In his campaign for the Presidency, George W. Bush promised to ‘maintain a close dialogue with the families of the missing, as well as the broader public, and enlist their views on how to improve current policy’. The Coalition leadership has begun the process of communicating its views on various important issues to the Bush team, and we look forward to working with them to improve current policy. Hopefully, we will begin to see the POW/MIA accounting effort woven into the very fabric of the broad and complex relationships we have with these other countries.

During the presidential campaign, we published various statements made by the candidates pertaining to the accounting effort. A few of the promises George W. Bush made are set forth below. It is worth noting these statements, because they are the standard the new President has set.

We must have the fullest possible accounting. This must be a high priority, a presidential priority, and it must come soon.

My administration will make the POW/MIA issue a matter of priority in all relevant departments and agencies. I will work with Congress to ensure the necessary resources.

My administration will make it clear to those countries whose cooperation is needed to achieve the accounting we seek that we regard their full cooperation as an issue of the highest importance, and that it is a test of good faith in their dealings with the United States.

My administration will share what we learn with the families of the missing, every fact we gather, all the evidence we find about their loved ones.

These words are encouraging, but any new direction for the accounting effort is still in the making. Indeed, a new Deputy Assistant Secretary of Defense for POW/MIA Affairs has not yet been named. Bob Jones, who was appointed by President Clinton to that job, left DPMO on March 30th. Alan Liotta is acting in his place until the Bush Administration officially names someone to the position.
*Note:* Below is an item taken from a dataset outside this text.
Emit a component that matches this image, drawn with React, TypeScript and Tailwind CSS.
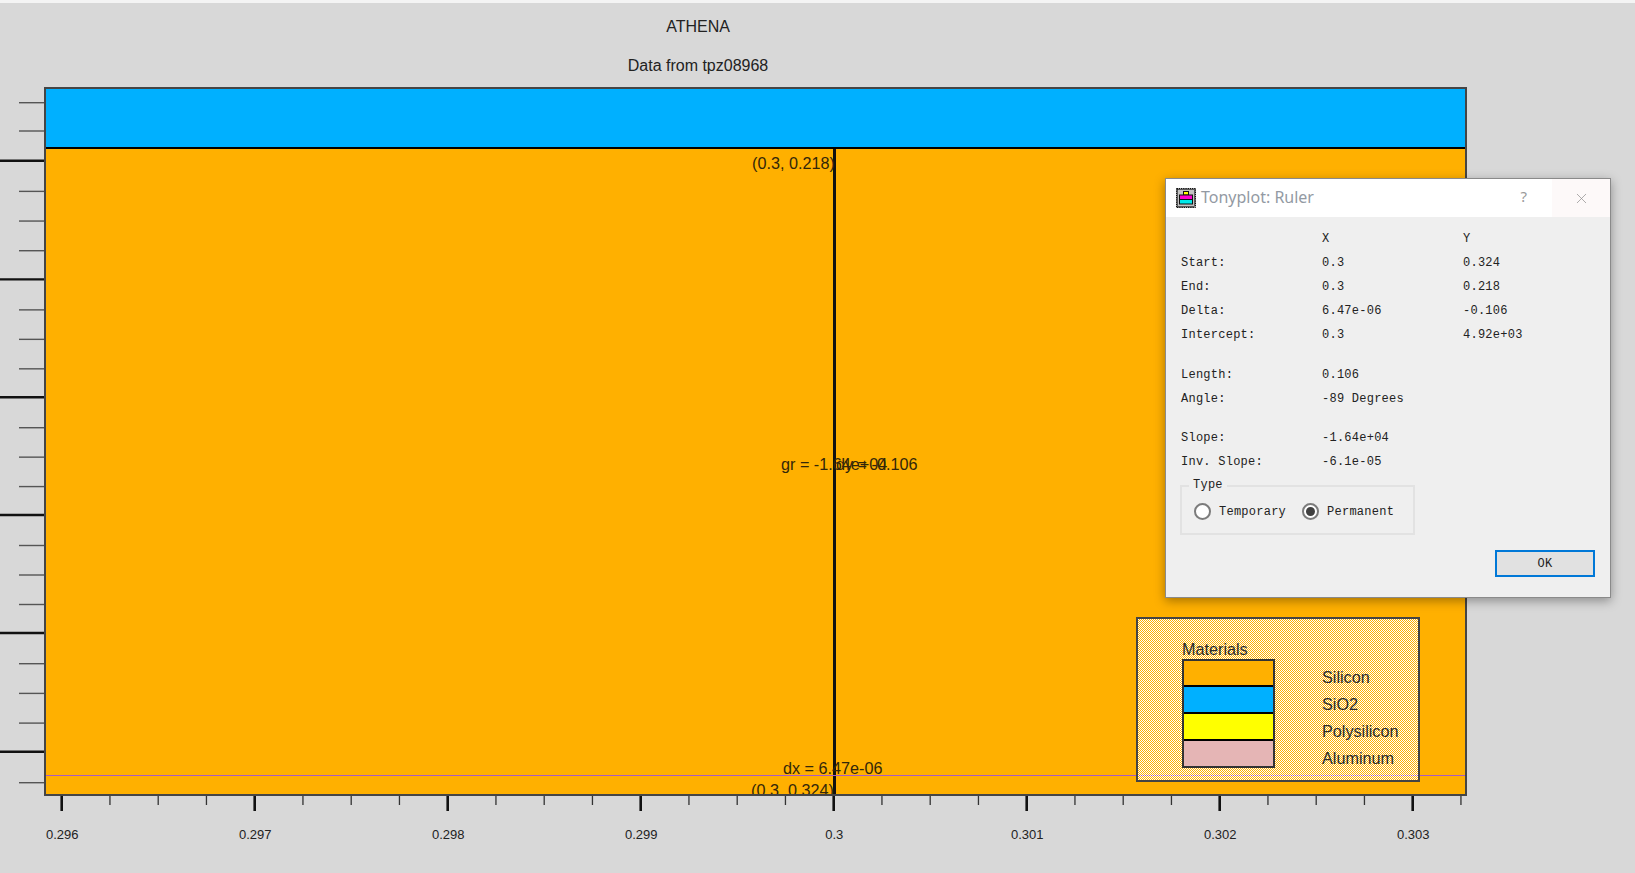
import { X } from 'lucide-react'

const X_MAJOR = [0.296, 0.297, 0.298, 0.299, 0.3, 0.301, 0.302, 0.303]
const X_START = 61.7
const X_STEP = 193

const Y_MAJOR = [73.7, 192.4, 310.3, 428, 546, 664.8]

const READOUT: { label: string; x?: string; y?: string; gap?: string }[] = [
  { label: '', x: 'X', y: 'Y' },
  { label: 'Start:', x: '0.3', y: '0.324' },
  { label: 'End:', x: '0.3', y: '0.218' },
  { label: 'Delta:', x: '6.47e-06', y: '-0.106' },
  { label: 'Intercept:', x: '0.3', y: '4.92e+03' },
  { label: 'Length:', x: '0.106', gap: 'mt-[16px]' },
  { label: 'Angle:', x: '-89 Degrees' },
  { label: 'Slope:', x: '-1.64e+04', gap: 'mt-[15px]' },
  { label: 'Inv. Slope:', x: '-6.1e-05' },
]

const MATERIALS = [
  { name: 'Silicon', swatch: 'h-[26px] border-b-2 border-black bg-[#ffb000]' },
  { name: 'SiO2', swatch: 'h-[27px] border-b-2 border-black bg-[#00b0ff]' },
  { name: 'Polysilicon', swatch: 'h-[27px] border-b-2 border-black bg-[#ffff00]' },
  { name: 'Aluminum', swatch: 'h-[25px] bg-[#e5b5b5]' },
]

function YAxis() {
  const minors: number[] = [15.7, 44]
  Y_MAJOR.forEach((y, i) => {
    if (i < Y_MAJOR.length - 1) {
      const step = (Y_MAJOR[i + 1] - y) / 4
      minors.push(y + step + 1, y + 2 * step + 1, y + 3 * step + 1)
    }
  })
  minors.push(695.7)
  return (
    <svg width="44" height="709" className="shrink-0">
      {minors.map((y) => (
        <line key={y} x1="19" x2="44" y1={y} y2={y} stroke="#555" strokeWidth="1.4" />
      ))}
      {Y_MAJOR.map((y) => (
        <line key={y} x1="0" x2="44" y1={y} y2={y} stroke="#111" strokeWidth="2.4" />
      ))}
    </svg>
  )
}

function XAxis() {
  const minors: number[] = []
  for (let i = 0; i < 7; i++) {
    for (let j = 1; j < 4; j++) minors.push(X_START + i * X_STEP + (j * X_STEP) / 4)
  }
  minors.push(X_START + 7 * X_STEP + X_STEP / 4)
  return (
    <svg width="1635" height="77" className="block">
      {minors.map((x) => (
        <line key={x} x1={x} x2={x} y1="0" y2="9" stroke="#333" strokeWidth="1.3" />
      ))}
      {X_MAJOR.map((v, i) => (
        <g key={v}>
          <line
            x1={X_START + i * X_STEP}
            x2={X_START + i * X_STEP}
            y1="0"
            y2="15"
            stroke="#111"
            strokeWidth="2.6"
          />
          <text
            x={X_START + i * X_STEP + 0.5}
            y="43"
            textAnchor="middle"
            fontSize="13"
            fill="#222"
          >
            {v}
          </text>
        </g>
      ))}
    </svg>
  )
}

function AppIcon() {
  return (
    <svg width="20" height="20" viewBox="0 0 20 20" className="shrink-0">
      <rect x="0.5" y="0.5" width="19" height="19" fill="#c4c4c4" stroke="#111" strokeDasharray="1.5 0.7" />
      <rect x="1.5" y="1.5" width="17" height="17" fill="none" stroke="#111" strokeWidth="0.6" />
      <rect x="7.5" y="3.5" width="5" height="3.5" fill="#ffff00" stroke="#111" />
      <rect x="3.5" y="7" width="13" height="4.5" fill="#ff00d0" stroke="#111" />
      <rect x="3.5" y="11.5" width="13" height="4.5" fill="#00e8e8" stroke="#111" />
    </svg>
  )
}

function Radio({ label, checked }: { label: string; checked?: boolean }) {
  return (
    <div className="flex items-center gap-[8px]">
      <span className="grid h-[17px] w-[17px] place-items-center rounded-full border-2 border-[#7c7c7c] bg-white">
        {checked && <span className="h-[9px] w-[9px] rounded-full bg-[#404040]" />}
      </span>
      <span className="pt-px">{label}</span>
    </div>
  )
}

function RulerDialog() {
  return (
    <div className="absolute left-[1165px] top-[178px] flex h-[420px] w-[446px] flex-col border border-[#8a8a8a] bg-[#efefef] shadow-[0_3px_10px_rgba(0,0,0,0.35)]">
      <div className="flex h-[38px] shrink-0 items-center bg-white pl-[10px]">
        <AppIcon />
        <span className="ml-[5px] pb-[3px] font-['Noto_Sans',sans-serif] text-[16px] text-[#939aa3]">
          Tonyplot: Ruler
        </span>
        <span className="ml-auto mr-[25px] pb-[3px] font-['Noto_Sans',sans-serif] text-[15px] text-[#9a9a9a]">?</span>
        <div className="grid h-full w-[58px] place-items-center bg-[#fdf9f9]">
          <X size={17} strokeWidth={1} className="text-[#8c8c8c]" />
        </div>
      </div>

      <div className="flex flex-1 flex-col pl-[15px] pt-[10px] font-['Liberation_Mono',monospace] text-[12px] tracking-[0.25px] text-[#222]">
        {READOUT.map((row, i) => (
          <div key={i} className={`flex h-6 items-center ${row.gap ?? ''}`}>
            <span className="w-[141px] shrink-0">{row.label}</span>
            <span className="w-[141px] shrink-0">{row.x}</span>
            <span>{row.y}</span>
          </div>
        ))}

        <div className="relative -ml-px mt-[11px] flex h-[50px] w-[235px] items-center gap-[16px] border-2 border-[#e2e2e2] pl-[12px] pt-[2px]">
          <span className="absolute -top-[10px] left-[7px] bg-[#efefef] px-[4px] leading-4">Type</span>
          <Radio label="Temporary" />
          <Radio label="Permanent" checked />
        </div>

        <div className="mt-[15px] flex justify-end pr-[15px]">
          <button className="h-[27px] w-[100px] border-2 border-[#0078d7] bg-[#e1e1e1]">OK</button>
        </div>
      </div>
    </div>
  )
}

function Legend() {
  return (
    <div className="absolute left-[1090px] top-[528px] h-[165px] w-[284px] border-2 border-[#444] bg-[repeating-conic-gradient(transparent_0_25%,#ffffff_0_50%)] bg-[length:2px_2px] pl-[44px] pt-[20px] text-[#2b2b2b]">
      <div className="h-5 leading-5">Materials</div>
      <div className="flex items-start">
        <div className="w-[93px] border-2 border-[#333]">
          {MATERIALS.map((m) => (
            <div key={m.name} className={m.swatch} />
          ))}
        </div>
        <div className="ml-[47px] pt-[4px]">
          {MATERIALS.map((m) => (
            <div key={m.name} className="flex h-[27.3px] items-center">
              {m.name}
            </div>
          ))}
        </div>
      </div>
    </div>
  )
}

function Plot() {
  return (
    <div className="relative flex h-[709px] w-[1423px] flex-col overflow-hidden border-2 border-[#454545] bg-[#ffb000] text-[16.2px] text-[#33270a]">
      <div className="h-[60px] shrink-0 border-b-2 border-black bg-[#00b0ff]" />
      {/* ruler line */}
      <div className="absolute bottom-0 left-[787px] top-[60px] w-[3px] bg-[#111]" />
      {/* thin aluminum layer */}
      <div className="absolute left-0 right-0 top-[686px] h-px bg-[#a85cc4]" />

      <span className="absolute left-[706px] top-[64px] whitespace-nowrap leading-5">(0.3, 0.218)</span>
      <span className="absolute left-[735px] top-[365px] whitespace-nowrap leading-5">gr = -1.64e+04</span>
      <span className="absolute left-[790px] top-[365px] whitespace-nowrap leading-5">dy = -0.106</span>
      <span className="absolute left-[737px] top-[669px] whitespace-nowrap leading-5">dx = 6.47e-06</span>
      <span className="absolute left-[705px] top-[691px] whitespace-nowrap leading-5">(0.3, 0.324)</span>

      <Legend />
    </div>
  )
}

export default function App() {
  return (
    <div className="relative h-[873px] w-[1635px] overflow-hidden bg-[#d8d8d8] font-['Liberation_Sans',sans-serif]">
      <div className="h-[3px] bg-[#f4f4f4]" />
      <div className="flex w-[1396px] flex-col items-center text-[16px] text-[#222]">
        <div className="mt-[12px] h-6 leading-6">ATHENA</div>
        <div className="mb-[9px] mt-[15px] h-6 leading-6">Data from tpz08968</div>
      </div>
      <div className="flex">
        <YAxis />
        <Plot />
      </div>
      <XAxis />
      <RulerDialog />
    </div>
  )
}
It is our strongest hope and expectation that the Bush transition team will name someone to head the accounting effort who the families and POW/MIA advocates know to be dedicated to the fullest possible accounting. It is counter-productive when frustration and mistrust run rampant. President Bush will send a clear signal of commitment to learning the truth (as opposed to one of managing a potentially troublesome issue) if he appoints someone who will advocate on all aspects of the POW/MIA accounting, including the live prisoner issue.
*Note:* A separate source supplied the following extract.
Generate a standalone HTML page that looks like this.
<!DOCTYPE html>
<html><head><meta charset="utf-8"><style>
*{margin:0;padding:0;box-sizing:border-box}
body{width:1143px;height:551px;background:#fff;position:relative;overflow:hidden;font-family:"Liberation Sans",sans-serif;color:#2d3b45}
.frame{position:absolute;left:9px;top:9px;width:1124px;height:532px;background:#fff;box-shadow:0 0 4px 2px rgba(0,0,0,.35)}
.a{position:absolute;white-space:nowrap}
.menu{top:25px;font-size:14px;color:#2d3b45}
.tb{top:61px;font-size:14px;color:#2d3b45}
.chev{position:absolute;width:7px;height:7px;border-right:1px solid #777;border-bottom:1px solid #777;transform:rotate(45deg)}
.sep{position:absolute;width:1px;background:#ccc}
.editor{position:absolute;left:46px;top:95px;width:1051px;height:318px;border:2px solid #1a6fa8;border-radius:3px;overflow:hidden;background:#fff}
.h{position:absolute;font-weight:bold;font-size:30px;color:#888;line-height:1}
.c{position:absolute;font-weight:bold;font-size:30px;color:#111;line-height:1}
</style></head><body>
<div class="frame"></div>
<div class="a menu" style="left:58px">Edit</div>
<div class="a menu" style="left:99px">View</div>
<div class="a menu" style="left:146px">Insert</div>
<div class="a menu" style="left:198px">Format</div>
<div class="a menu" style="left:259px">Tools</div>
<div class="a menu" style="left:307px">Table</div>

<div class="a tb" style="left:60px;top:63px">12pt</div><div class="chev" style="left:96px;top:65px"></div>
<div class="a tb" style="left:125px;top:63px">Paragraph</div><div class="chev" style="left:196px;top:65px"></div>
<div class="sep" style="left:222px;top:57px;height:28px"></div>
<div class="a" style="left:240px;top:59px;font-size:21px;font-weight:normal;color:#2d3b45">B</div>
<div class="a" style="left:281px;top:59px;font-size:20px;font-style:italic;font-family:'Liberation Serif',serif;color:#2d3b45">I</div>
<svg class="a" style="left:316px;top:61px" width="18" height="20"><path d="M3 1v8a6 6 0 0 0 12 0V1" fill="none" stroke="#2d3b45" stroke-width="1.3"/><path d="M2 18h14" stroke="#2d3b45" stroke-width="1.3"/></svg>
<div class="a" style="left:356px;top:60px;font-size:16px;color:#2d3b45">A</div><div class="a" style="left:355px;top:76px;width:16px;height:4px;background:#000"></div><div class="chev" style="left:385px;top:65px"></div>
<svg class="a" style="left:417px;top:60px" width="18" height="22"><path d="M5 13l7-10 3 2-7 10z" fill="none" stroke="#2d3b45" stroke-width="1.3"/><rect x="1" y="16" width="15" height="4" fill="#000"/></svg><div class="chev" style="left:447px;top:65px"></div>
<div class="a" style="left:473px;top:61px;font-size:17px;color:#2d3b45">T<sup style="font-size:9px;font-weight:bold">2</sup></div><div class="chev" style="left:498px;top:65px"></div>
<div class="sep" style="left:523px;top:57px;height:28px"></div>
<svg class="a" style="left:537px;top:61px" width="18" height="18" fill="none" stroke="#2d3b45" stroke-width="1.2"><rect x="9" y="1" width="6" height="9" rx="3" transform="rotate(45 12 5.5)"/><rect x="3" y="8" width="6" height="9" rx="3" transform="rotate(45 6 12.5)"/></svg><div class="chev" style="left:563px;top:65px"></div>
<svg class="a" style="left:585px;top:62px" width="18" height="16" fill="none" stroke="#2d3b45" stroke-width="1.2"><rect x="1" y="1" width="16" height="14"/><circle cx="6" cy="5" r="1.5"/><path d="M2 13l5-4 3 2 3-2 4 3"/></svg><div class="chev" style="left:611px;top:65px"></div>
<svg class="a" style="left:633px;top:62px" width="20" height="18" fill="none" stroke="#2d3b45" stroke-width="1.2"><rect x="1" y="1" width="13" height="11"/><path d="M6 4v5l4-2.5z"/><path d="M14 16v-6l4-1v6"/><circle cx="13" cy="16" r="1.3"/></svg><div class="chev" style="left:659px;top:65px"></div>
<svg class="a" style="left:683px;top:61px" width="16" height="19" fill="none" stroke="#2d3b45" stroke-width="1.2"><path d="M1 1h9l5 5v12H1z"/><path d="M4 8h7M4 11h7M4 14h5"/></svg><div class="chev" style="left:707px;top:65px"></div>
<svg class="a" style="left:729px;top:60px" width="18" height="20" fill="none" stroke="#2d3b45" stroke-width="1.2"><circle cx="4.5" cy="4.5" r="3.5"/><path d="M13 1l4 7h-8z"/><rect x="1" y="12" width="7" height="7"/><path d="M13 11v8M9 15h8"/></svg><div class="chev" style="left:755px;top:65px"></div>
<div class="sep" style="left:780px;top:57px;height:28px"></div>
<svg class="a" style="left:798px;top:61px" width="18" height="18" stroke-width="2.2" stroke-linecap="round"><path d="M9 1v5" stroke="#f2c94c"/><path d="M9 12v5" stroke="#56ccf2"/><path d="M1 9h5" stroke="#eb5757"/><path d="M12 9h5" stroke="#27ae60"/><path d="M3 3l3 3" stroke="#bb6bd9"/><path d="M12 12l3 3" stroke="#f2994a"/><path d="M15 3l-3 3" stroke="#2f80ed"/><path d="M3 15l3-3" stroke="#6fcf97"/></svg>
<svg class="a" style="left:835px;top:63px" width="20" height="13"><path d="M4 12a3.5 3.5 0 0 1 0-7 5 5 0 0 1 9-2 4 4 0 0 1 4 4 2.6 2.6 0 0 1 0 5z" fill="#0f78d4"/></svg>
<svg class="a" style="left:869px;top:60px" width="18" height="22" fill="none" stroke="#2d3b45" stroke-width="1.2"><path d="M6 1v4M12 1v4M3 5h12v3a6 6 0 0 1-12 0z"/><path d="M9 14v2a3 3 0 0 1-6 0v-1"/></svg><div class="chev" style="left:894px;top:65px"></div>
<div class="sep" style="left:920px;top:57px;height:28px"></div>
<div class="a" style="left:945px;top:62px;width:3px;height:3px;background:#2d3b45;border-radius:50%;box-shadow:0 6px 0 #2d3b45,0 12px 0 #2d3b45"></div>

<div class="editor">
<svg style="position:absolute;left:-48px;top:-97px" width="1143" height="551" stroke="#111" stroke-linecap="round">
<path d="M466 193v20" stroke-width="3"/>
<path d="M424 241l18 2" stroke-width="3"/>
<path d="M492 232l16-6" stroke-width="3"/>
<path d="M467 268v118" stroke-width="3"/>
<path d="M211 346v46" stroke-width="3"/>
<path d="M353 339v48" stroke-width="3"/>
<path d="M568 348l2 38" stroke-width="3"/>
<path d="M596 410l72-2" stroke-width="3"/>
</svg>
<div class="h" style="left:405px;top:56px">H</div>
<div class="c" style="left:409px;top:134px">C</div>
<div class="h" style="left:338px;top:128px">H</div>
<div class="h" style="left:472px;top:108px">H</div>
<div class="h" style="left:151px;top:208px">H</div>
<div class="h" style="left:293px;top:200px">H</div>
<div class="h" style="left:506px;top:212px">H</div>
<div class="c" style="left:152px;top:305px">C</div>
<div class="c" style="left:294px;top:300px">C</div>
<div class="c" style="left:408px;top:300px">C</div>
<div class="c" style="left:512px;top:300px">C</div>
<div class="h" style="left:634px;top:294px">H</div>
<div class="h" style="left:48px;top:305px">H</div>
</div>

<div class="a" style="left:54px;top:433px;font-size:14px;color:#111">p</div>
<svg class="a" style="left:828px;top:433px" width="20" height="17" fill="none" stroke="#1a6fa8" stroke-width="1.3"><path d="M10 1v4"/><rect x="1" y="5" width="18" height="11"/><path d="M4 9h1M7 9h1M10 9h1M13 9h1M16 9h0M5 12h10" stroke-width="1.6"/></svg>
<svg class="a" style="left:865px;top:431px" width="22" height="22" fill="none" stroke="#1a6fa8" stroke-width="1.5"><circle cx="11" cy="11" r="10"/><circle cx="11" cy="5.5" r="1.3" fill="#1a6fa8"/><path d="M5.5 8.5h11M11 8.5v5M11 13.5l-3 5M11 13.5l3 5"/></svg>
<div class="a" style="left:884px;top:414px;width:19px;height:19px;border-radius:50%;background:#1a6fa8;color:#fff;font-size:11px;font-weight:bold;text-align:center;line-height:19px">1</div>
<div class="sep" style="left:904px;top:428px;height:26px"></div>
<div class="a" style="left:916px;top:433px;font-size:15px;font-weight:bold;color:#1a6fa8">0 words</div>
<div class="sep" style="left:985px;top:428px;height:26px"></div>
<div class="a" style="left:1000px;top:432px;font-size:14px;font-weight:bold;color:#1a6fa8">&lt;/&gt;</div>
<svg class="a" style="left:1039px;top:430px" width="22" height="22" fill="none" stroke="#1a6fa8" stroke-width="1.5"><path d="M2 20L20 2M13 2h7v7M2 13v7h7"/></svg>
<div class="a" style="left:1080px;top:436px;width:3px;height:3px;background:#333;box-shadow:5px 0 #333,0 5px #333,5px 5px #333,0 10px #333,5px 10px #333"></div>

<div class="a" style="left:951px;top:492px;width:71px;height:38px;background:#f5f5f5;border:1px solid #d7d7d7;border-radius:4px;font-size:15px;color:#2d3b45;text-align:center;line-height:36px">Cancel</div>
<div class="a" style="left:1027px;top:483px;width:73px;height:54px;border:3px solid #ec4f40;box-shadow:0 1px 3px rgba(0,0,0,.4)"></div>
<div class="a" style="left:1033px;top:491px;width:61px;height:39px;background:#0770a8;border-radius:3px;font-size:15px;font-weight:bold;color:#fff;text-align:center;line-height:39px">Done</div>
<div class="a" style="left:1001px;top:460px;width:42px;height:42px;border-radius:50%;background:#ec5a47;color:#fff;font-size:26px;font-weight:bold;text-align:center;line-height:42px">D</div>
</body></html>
We would also like to see this Administration open a dialogue with international organizations that might help our efforts to account. For example, both the American and the International Red Cross refuse to get involved in the Korean or Cold War Accounting because our government has an office designated to handle the matter. Yet, the International Committee of the Red Cross (ICRC) chairs the Tripartite Commission on the Gulf War Missing and its Technical Subcommittee. The U.S. sends a representative. The Coalition’s mission is to account for Gulf War Missing.

There are more than 8,100 men missing from Korea; 124 from Cold War aircraft shoot-downs. An international committee, chaired by the ICRC, chartered to account for men missing from these conflicts, might well provide insights and motivation that somehow are lacking in our bi-lateral relationships with the other countries.

The United Nations Security Council recently interjected itself into the unresolved issue of Kuwaiti POWs missing from the Gulf War. It was a United Nations conflict in which the 8,100 men still missing from Korea were lost. It would be appropriate for the U.N. National Security Council to pressure for cooperation on efforts to account for them.

There are numerous ways in which President Bush and his foreign policy team might infuse the effort to account for missing American servicemen with vitality and new direction. We hope to see some of them materialize soon.